Block Grants Would Undermine the Guarantee of Coverage
Finally, it must not be forgotten that the original intent of Medicaid was (and still is) to provide a safety net of health insurance coverage to the nation’s low-income children, disabled, and senior citizens through a state-federal partnership.
A block grant undermines that partnership and simply shifts all financial risk to the states under the guise of “state flexibility.” As any or all of the situations aforementioned arise, including economic recessions, natural disasters, population growth, aging populations, public health crises, or medical breakthroughs, states will find themselves without a federal financial partner to help and with nothing more than their newly granted “flexibility” to:
- Reduce eligibility or impose barriers to coverage for low-income children, pregnant women, people with disabilities, non-disabled adults, or senior citizens;
- Impose enrollment freezes (disproportionately harming babies);
- Place those in need on waiting lists;
- Withhold certain medical benefits, such as mental health or dental coverage;
- Slash payment rates to hospitals, clinics, doctors, dentists, and pharmacies;
- Raise taxes; or most likely,
- All of the above.
When Sen. Graham was confronted with House Speaker Newt Gingrich’s (R-GA) proposed Medicaid block grant nearly 24 years ago, he successfully admonished the state leaders to not be fooled by the proposal. Sen. Graham explained:
I have a warning for [governors], or more accurately a proverb for them. The proverb goes as follows: Fish see the worm, not the hook.

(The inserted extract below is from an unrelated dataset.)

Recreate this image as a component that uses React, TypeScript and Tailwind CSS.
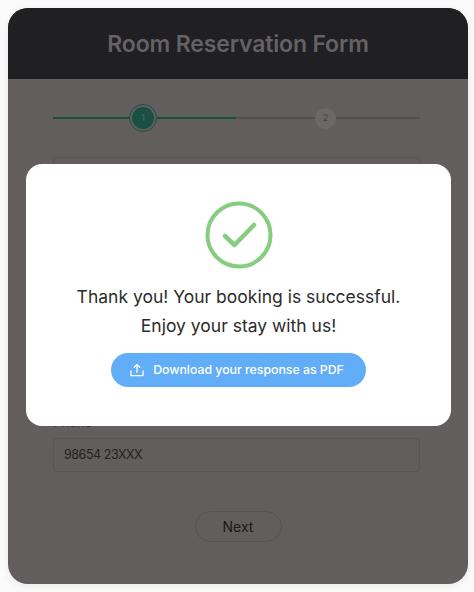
import React from 'react';

const App = () => {
  return (
    <div className="w-[474px] h-[592px] bg-[#fbfbfb] p-2 font-['Inter',sans-serif] overflow-hidden">
      <div className="relative w-[460px] h-[576px] rounded-[20px] overflow-hidden bg-[#625e5d] shadow-[0_2px_8px_rgba(0,0,0,0.08)]">
        <header className="h-[71px] bg-[#201f21] flex items-center justify-center pt-[1px]">
          <h1 className="text-[23px] font-semibold text-[#646264] tracking-[-0.15px]">
            Room Reservation Form
          </h1>
        </header>

        <main className="pl-[45px] pr-[48px]">
          {/* steps */}
          <div className="flex h-[28px] mt-[25px] items-center">
            <div className="w-[183px] flex items-center">
              <div className="w-[76px] h-[2px] bg-[#1a5044]" />
              <div className="w-[28px] h-[28px] rounded-full border border-[#1a5044] p-[2px] shrink-0">
                <div className="w-full h-full rounded-full bg-[#1a5044] flex items-center justify-center text-[9px] text-[#3f7264]">
                  1
                </div>
              </div>
              <div className="flex-1 h-[2px] bg-[#1a5044]" />
            </div>
            <div className="flex-1 flex items-center">
              <div className="w-[79px] h-[2px] bg-[#535050]" />
              <div className="w-[21px] h-[21px] rounded-full bg-[#6c6867] flex items-center justify-center text-[9px] text-[#454241] shrink-0">
                2
              </div>
              <div className="flex-1 h-[2px] bg-[#535050]" />
            </div>
          </div>

          {/* field behind the dialog */}
          <div className="h-[40px] mt-[25px] rounded border border-[#595554]" />

          <label className="block mt-[217px] text-[13px] leading-[16px] text-[#343130]">
            Phone
          </label>
          <div className="mt-[8px] h-[34px] rounded border border-[#595554] px-[10px] flex items-center text-[12.5px] tracking-[-0.45px] text-[#242221]">
            98654 23XXX
          </div>

          <div className="flex justify-center mt-[39px] pl-[3px]">
            <button className="w-[87px] h-[31px] rounded-full border border-[#575352] text-[14px] text-[#1c1a1a]">
              Next
            </button>
          </div>
        </main>

        {/* success dialog */}
        <div className="absolute left-[18px] top-[156px] w-[425px] h-[262px] rounded-[16px] bg-white flex flex-col items-center pt-[37px]">
          <svg width="68" height="68" viewBox="0 0 68 68" fill="none">
            <circle cx="34" cy="34" r="31.5" stroke="#85ce7f" strokeWidth="4" />
            <path
              d="M20 35 L29.5 44 L49 24"
              stroke="#85ce7f"
              strokeWidth="4.5"
              strokeLinecap="round"
              strokeLinejoin="round"
            />
          </svg>
          <p className="mt-[13px] text-[17.5px] leading-[29px] text-[#2b2b2b] text-center">
            Thank you! Your booking is successful.
            <br />
            Enjoy your stay with us!
          </p>
          <button className="mt-[13px] w-[255px] h-[34px] rounded-full bg-[#61adf8] flex items-center justify-center gap-[9px] text-[12.3px] font-medium text-white pr-[3px]">
            <svg width="14" height="14" viewBox="0 0 15 15" fill="none" stroke="white" strokeWidth="1.4" strokeLinecap="round" strokeLinejoin="round">
              <path d="M7.5 10 V1.5 M4.5 4.5 L7.5 1.5 L10.5 4.5" />
              <path d="M1 8.5 V13.5 H14 V8.5" />
            </svg>
            Download your response as PDF
          </button>
        </div>
      </div>
    </div>
  );
};

export default App;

Those governors who are salivating, who are so anxious to gobble up block grants being proposed, will feel the hook when their economies stumble, when an epidemic strikes, when a natural disaster hits, when inflation creeps up again, or when their population grows. Worst of all, they will be held accountable in history for killing a program that actually had achieved its objectives and nurtured a national pride in providing basic health care for fragile and vulnerable citizens.
Graham’s words hold just as true today.
Medicaid block grants would unravel decades of progress toward reducing the number of uninsured Americans and fundamentally undermine the nation’s long-standing commitment to guaranteeing health care coverage to millions of vulnerable low-income children, people with disabilities, and senior citizens.
Consequently, Medicaid block grants should be sounded rejected, just as they have been repeatedly in the past. Now is not the time for our nation to retreat from two decades of progress, particularly when it comes to the health and well-being of our nation’s most vulnerable citizens.
As Peter Harbage and Sarah Arnquist explain, “. . .a block grant undermines the long-term investment in America’s greatest asset for future economic growth: our children.” The decisions that are made today will determine their tomorrow.